Yields on municipal bonds remained lower Friday afternoon, as scant issuance meant high prices and economic concerns about the world economy pushed investors out of equities.
"Light new issue volume and strong reinvestment flows have provided propellant for falling muni yields, with less than $5 billion in pricings expected next week, placing January volume well below last year's $27 billion pace," Janney Capital Markets said in its daily report Friday.
Municipal bond mutual funds reported inflows for a second week Thursday, with the market investing $86 million in the week ended Jan. 22, according to Lipper FMI data.
U.S. stocks fell measured by the Dow Jones Industrial Average fell for the third day Friday. The Standard & Poor's 500 index also fell. Municipal bonds, which often move inversely to equities markets, rallied by as much as six basis points on medium to long-term bonds, traders said.
"We're reacting to the stock market and whatever crisis is going on," a trader in New York said in an interview. "There is a flight to quality, it's more of a world-wide situation.
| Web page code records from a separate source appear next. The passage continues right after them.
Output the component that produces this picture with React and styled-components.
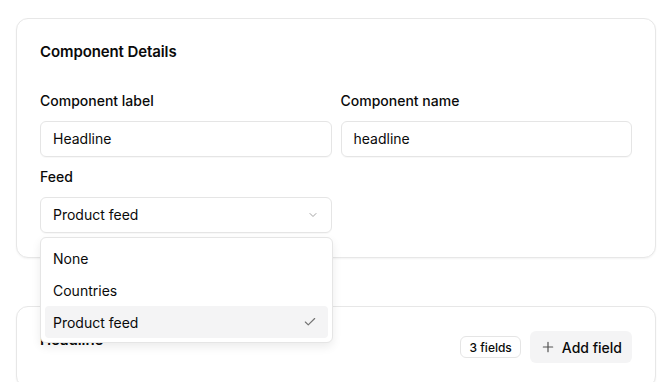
import { useState } from 'react'
import styled, { createGlobalStyle } from 'styled-components'

const Global = createGlobalStyle`
  html, body { margin: 0; padding: 0; background: #ffffff; }
  body { font-family: Inter, "Noto Sans", sans-serif; color: #0a0a0a; -webkit-font-smoothing: antialiased; }
  * { box-sizing: border-box; }
`

const Page = styled.div`
  display: flex;
  flex-direction: column;
  gap: 48px;
  padding: 18px 13px 0 16px;
  height: 382px;
  overflow: hidden;
`

const Card = styled.section`
  background: #fff;
  border: 1px solid #e7e7e7;
  border-radius: 12px;
  box-shadow: 0 1px 2px rgba(0, 0, 0, 0.05);
  padding: 23px 23px 24px;
  display: flex;
  flex-direction: column;
`

const CardHeader = styled.div`
  display: flex;
  align-items: flex-start;
  justify-content: space-between;
  min-height: 20px;
`

const Title = styled.h2`
  margin: 0;
  font-size: 15px;
  font-weight: 600;
  line-height: 20px;
  letter-spacing: -0.1px;
`

const Grid = styled.div`
  display: grid;
  grid-template-columns: 1fr 1fr;
  column-gap: 9px;
  row-gap: 10px;
  margin-top: 29px;
`

const Field = styled.div`
  display: flex;
  flex-direction: column;
  gap: 10px;
  position: relative;
`

const Label = styled.label`
  font-size: 14px;
  font-weight: 500;
  line-height: 20px;
`

const Input = styled.div`
  height: 36px;
  border: 1px solid #e5e5e5;
  border-radius: 6px;
  padding: 0 12px;
  display: flex;
  align-items: center;
  justify-content: space-between;
  font-size: 14px;
  line-height: 20px;
  box-shadow: 0 1px 1px rgba(0, 0, 0, 0.03);
`

const Menu = styled.div`
  position: absolute;
  top: 70px;
  left: 0;
  width: 293px;
  background: #fff;
  border: 1px solid #e5e5e5;
  border-radius: 6px;
  box-shadow: 0 4px 10px rgba(0, 0, 0, 0.08);
  padding: 4px;
  z-index: 10;
`

const Option = styled.div`
  height: 32px;
  display: flex;
  align-items: center;
  justify-content: space-between;
  padding: 0 11px 0 8px;
  border-radius: 4px;
  font-size: 14px;
  background: ${p => (p.$active ? '#f4f4f5' : 'transparent')};
`

const Actions = styled.div`
  display: flex;
  align-items: center;
  gap: 9px;
  margin-top: 1px;
`

const Badge = styled.span`
  height: 22px;
  padding: 0 8px 0 9px;
  border: 1px solid #e5e5e5;
  border-radius: 6px;
  font-size: 12px;
  font-weight: 500;
  display: flex;
  align-items: center;
`

const Button = styled.button`
  height: 32px;
  border: 0;
  border-radius: 6px;
  background: #f4f4f5;
  color: #0a0a0a;
  font-family: inherit;
  font-size: 14px;
  font-weight: 500;
  padding: 0 10px;
  display: flex;
  align-items: center;
  gap: 6px;
`

const Chevron = () => (
  <svg width="12" height="12" viewBox="0 0 24 24" fill="none" stroke="#a3a3a3" strokeWidth="2" strokeLinecap="round" strokeLinejoin="round">
    <path d="m6 9 6 6 6-6" />
  </svg>
)

const Check = () => (
  <svg width="14" height="14" viewBox="0 0 24 24" fill="none" stroke="#737373" strokeWidth="2" strokeLinecap="round" strokeLinejoin="round">
    <path d="M20 6 9 17l-5-5" />
  </svg>
)

const Plus = () => (
  <svg width="16" height="16" viewBox="0 0 24 24" fill="none" stroke="#525252" strokeWidth="1.8" strokeLinecap="round">
    <path d="M5 12h14M12 5v14" />
  </svg>
)

const feeds = ['None', 'Countries', 'Product feed']

export default function App() {
  const [feed] = useState('Product feed')
  return (
    <>
      <Global />
      <Page>
        <Card>
          <CardHeader><Title>Component Details</Title></CardHeader>
          <Grid>
            <Field>
              <Label>Component label</Label>
              <Input>Headline</Input>
            </Field>
            <Field>
              <Label>Component name</Label>
              <Input>headline</Input>
            </Field>
            <Field>
              <Label>Feed</Label>
              <Input>{feed}<Chevron /></Input>
              <Menu>
                {feeds.map(f => (
                  <Option key={f} $active={f === feed}>
                    {f}
                    {f === feed && <Check />}
                  </Option>
                ))}
              </Menu>
            </Field>
          </Grid>
        </Card>
        <Card>
          <CardHeader>
            <Title>Headline</Title>
            <Actions>
              <Badge>3 fields</Badge>
              <Button><Plus />Add field</Button>
            </Actions>
          </CardHeader>
        </Card>
      </Page>
    </>
  )
}
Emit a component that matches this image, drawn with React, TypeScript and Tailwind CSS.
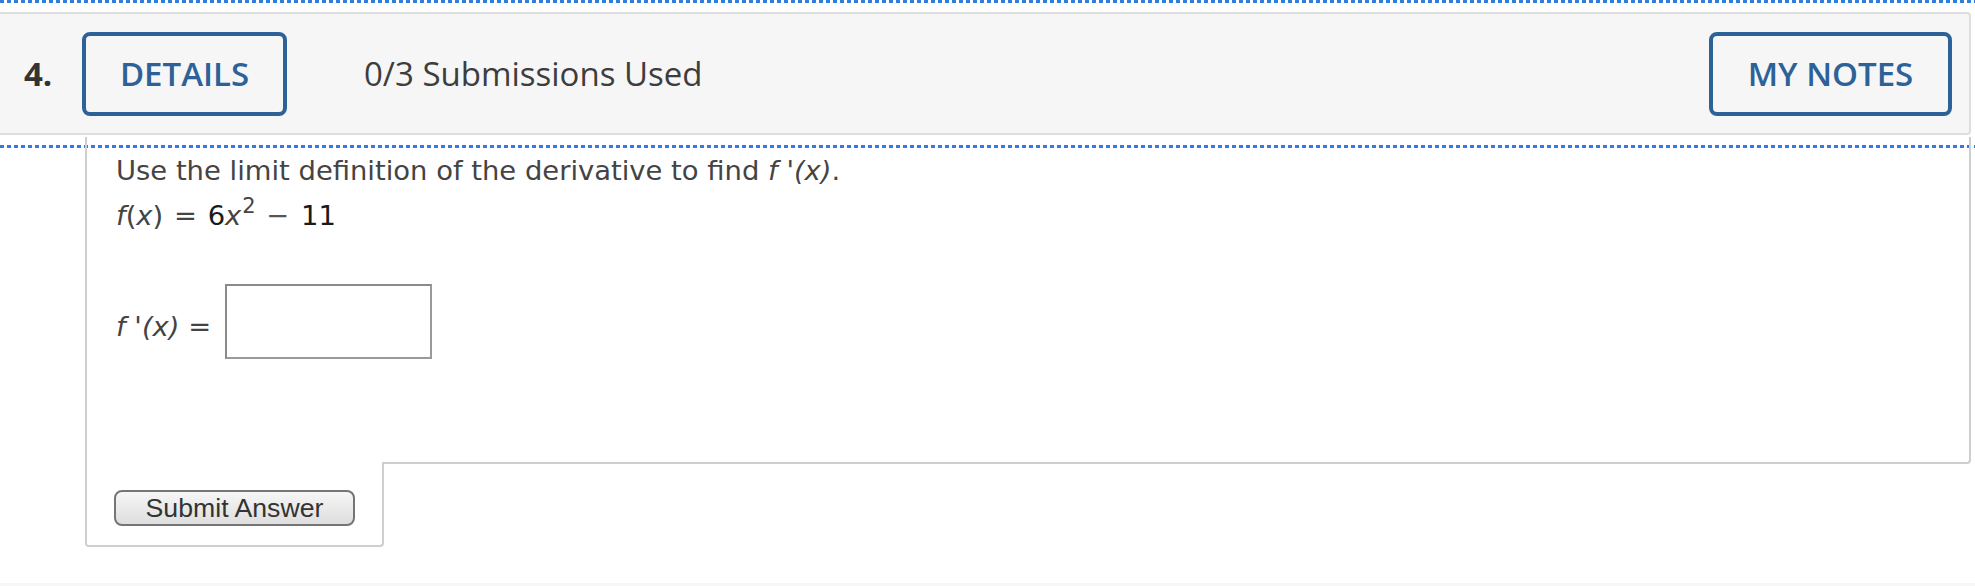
import React from "react";

const dotted =
  "h-[3px] w-full bg-[repeating-linear-gradient(90deg,#2f7de1_0px,#2f7de1_4px,transparent_4px,transparent_7px)]";

function OutlineButton({ label, width }: { label: string; width: string }) {
  return (
    <button
      type="button"
      className={`${width} h-[84px] rounded-[8px] border-[4px] border-[#2c6297] bg-transparent text-[33px] font-semibold text-[#2c6297] font-['Open_Sans',sans-serif] flex items-center justify-center`}
    >
      {label}
    </button>
  );
}

export default function App() {
  return (
    <div className="w-[1975px] h-[586px] bg-white overflow-hidden">
      <div className={dotted} />

      {/* question header */}
      <div className="mt-[9px] mr-[4px] h-[123px] bg-[#f6f6f6] border-y-2 border-r-2 border-[#dedede] rounded-r-[4px] flex items-center pl-[24px] pr-[17px] font-['Open_Sans',sans-serif]">
        <span className="text-[33px] font-bold text-[#333] w-[27px]">4.</span>
        <div className="ml-[31px]">
          <OutlineButton label="DETAILS" width="w-[205px]" />
        </div>
        <span className="ml-[77px] text-[33px] text-[#3d3d3d]">0/3 Submissions Used</span>
        <div className="ml-auto">
          <OutlineButton label="MY NOTES" width="w-[243px]" />
        </div>
      </div>

      <div className={`mt-[10px] ${dotted}`} />

      {/* question body */}
      <div className="-mt-[11px] ml-[85px] mr-[4px]">
        <div className="h-[327px] border-x-2 border-b-2 border-[#cfcfcf] rounded-br-[4px] pl-[29px] pt-[16px] font-['DejaVu_Sans',Verdana,sans-serif] text-[27.4px] text-[#444]">
          <p className="leading-[36px]">
            Use the limit definition of the derivative to find <i>f</i> '<i>(x)</i>.
          </p>
          <p className="mt-[9px] leading-[36px] whitespace-pre">
            <i>f</i>(<i>x</i>)<span className="ml-[2px]"> = </span>
            <span className="ml-[2px] text-[#1a1a1a]">6</span>
            <i>x</i>
            <sup className="text-[21px] -top-[12px] ml-[1px]">2</sup>
            <span className="ml-[2px] text-[#555]"> − </span>
            <span className="ml-[3px] text-[#1a1a1a]">11</span>
          </p>
          <div className="mt-[50px] flex items-start">
            <span className="mt-[25px] leading-[36px] whitespace-pre">
              <i>f</i> '<i>(x)</i> =
            </span>
            <input
              type="text"
              className="ml-[14px] w-[207px] h-[75px] border-2 border-[#9a9a9a] border-t-[#8a8a8a] border-l-[#8a8a8a] bg-white outline-none"
            />
          </div>
        </div>

        {/* submit tab */}
        <div className="-mt-[2px] w-[299px] bg-white border-x-2 border-b-2 border-[#cfcfcf] rounded-b-[4px] pt-[28px] pb-[19px] pl-[27px]">
          <button
            type="button"
            className="w-[241px] h-[36px] rounded-[8px] border-2 border-[#757575] bg-[linear-gradient(#f6f6f6,#dedede)] text-[26.67px] leading-none text-[#333] font-['Liberation_Sans',Arial,sans-serif] flex items-center justify-center"
          >
            Submit Answer
          </button>
        </div>
      </div>

      <div className="mt-[36px] h-[3px] bg-[#f7f7f7]" />
    </div>
  );
}
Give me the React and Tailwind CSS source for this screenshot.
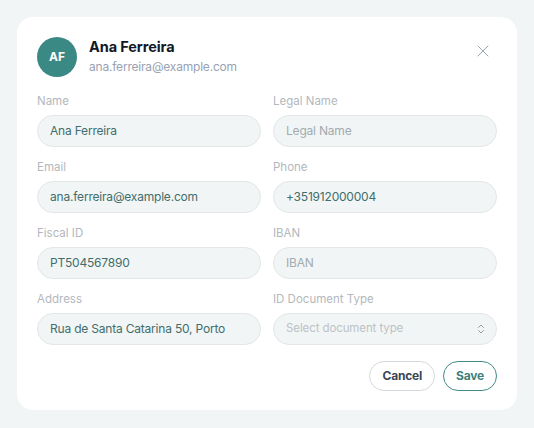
import { X, ChevronsUpDown } from 'lucide-react';

const fields = [
  { label: 'Name', value: 'Ana Ferreira' },
  { label: 'Legal Name', placeholder: 'Legal Name' },
  { label: 'Email', value: 'ana.ferreira@example.com' },
  { label: 'Phone', value: '+351912000004' },
  { label: 'Fiscal ID', value: 'PT504567890' },
  { label: 'IBAN', placeholder: 'IBAN' },
  { label: 'Address', value: 'Rua de Santa Catarina 50, Porto' },
];

function Field({ label, value, placeholder }) {
  return (
    <div className="flex flex-col">
      <label className="text-[11.5px] leading-[16px] text-[#b3b8bd] mb-[6px]">{label}</label>
      <div className="h-[32px] rounded-full bg-[#f2f5f5] border border-[#e3e7e8] px-[12px] flex items-center text-[12px] tracking-[-0.2px] whitespace-nowrap">
        {value ? (
          <span className="text-[#3f6e6c]">{value}</span>
        ) : (
          <span className="text-[#a3abb0]">{placeholder}</span>
        )}
      </div>
    </div>
  );
}

export default function App() {
  return (
    <div className="min-h-screen bg-[#f1f5f5] p-[17px] font-['Inter',sans-serif]">
      <div className="w-[500px] bg-white rounded-[16px] px-[20px] pt-[20px] pb-[19px]">
        {/* Header */}
        <div className="flex items-start">
          <div className="w-[40px] h-[40px] rounded-full bg-[#3a8985] flex items-center justify-center text-white text-[12px] font-bold">
            AF
          </div>
          <div className="ml-[12px] flex-1">
            <div className="text-[14.5px] leading-[18px] font-bold text-[#111827] tracking-[-0.1px] mt-[1px]">Ana Ferreira</div>
            <div className="text-[12px] leading-[16px] text-[#98a2b3] tracking-[-0.2px] mt-[3px]">ana.ferreira@example.com</div>
          </div>
          <button className="mt-[4px] mr-[4px] text-[#8a94a0]">
            <X size={20} strokeWidth={1} />
          </button>
        </div>

        {/* Form */}
        <div className="grid grid-cols-2 gap-x-[12px] gap-y-[12px] mt-[16px]">
          {fields.map((f) => (
            <Field key={f.label} {...f} />
          ))}
          <div className="flex flex-col">
            <label className="text-[11.5px] leading-[16px] text-[#b3b8bd] mb-[6px]">ID Document Type</label>
            <div className="h-[32px] rounded-full bg-[#f2f5f5] border border-[#e3e7e8] pl-[12px] pr-[9px] flex items-center justify-between text-[11.5px] tracking-[-0.1px]">
              <span className="text-[#bcc3c6]">Select document type</span>
              <ChevronsUpDown size={12} className="text-[#8a959c]" strokeWidth={1.8} />
            </div>
          </div>
        </div>

        {/* Actions */}
        <div className="flex justify-end gap-[8px] mt-[16px]">
          <button className="h-[30px] px-[12px] rounded-full border border-[#d4d9de] text-[12px] font-bold text-[#3a4656] tracking-[-0.2px]">
            Cancel
          </button>
          <button className="h-[30px] px-[12px] rounded-full border border-[#3f8a86] text-[12px] font-bold text-[#3f7f7c] tracking-[-0.2px]">
            Save
          </button>
        </div>
      </div>
    </div>
  );
}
The world economy is not as strong as everyone was making it out to be, and that's probably what is going on in Davos."
Business, economic and political leaders met this week at the World Economic Forum in Davos, Switzerland, to discuss the future of financial markets as many of the world's leading nations emerge from crises.
Muni bond yields on the Municipal Market Data triple-A scale plunged across the curve Friday morning, with yields falling as much as seven basis points on bonds maturing from eight to 14 years out.
The MMD 10-year triple-A benchmark yield has fallen about 30 basis points since Jan. 1, while the 30-year benchmark on MMD has fallen by more than 40.
Treasuries yields also slid, with the 10-year yield sliding five basis points to 2.74% and the 30-year falling three basis points to 3.66%. The two-year fell three basis points to 0.35%.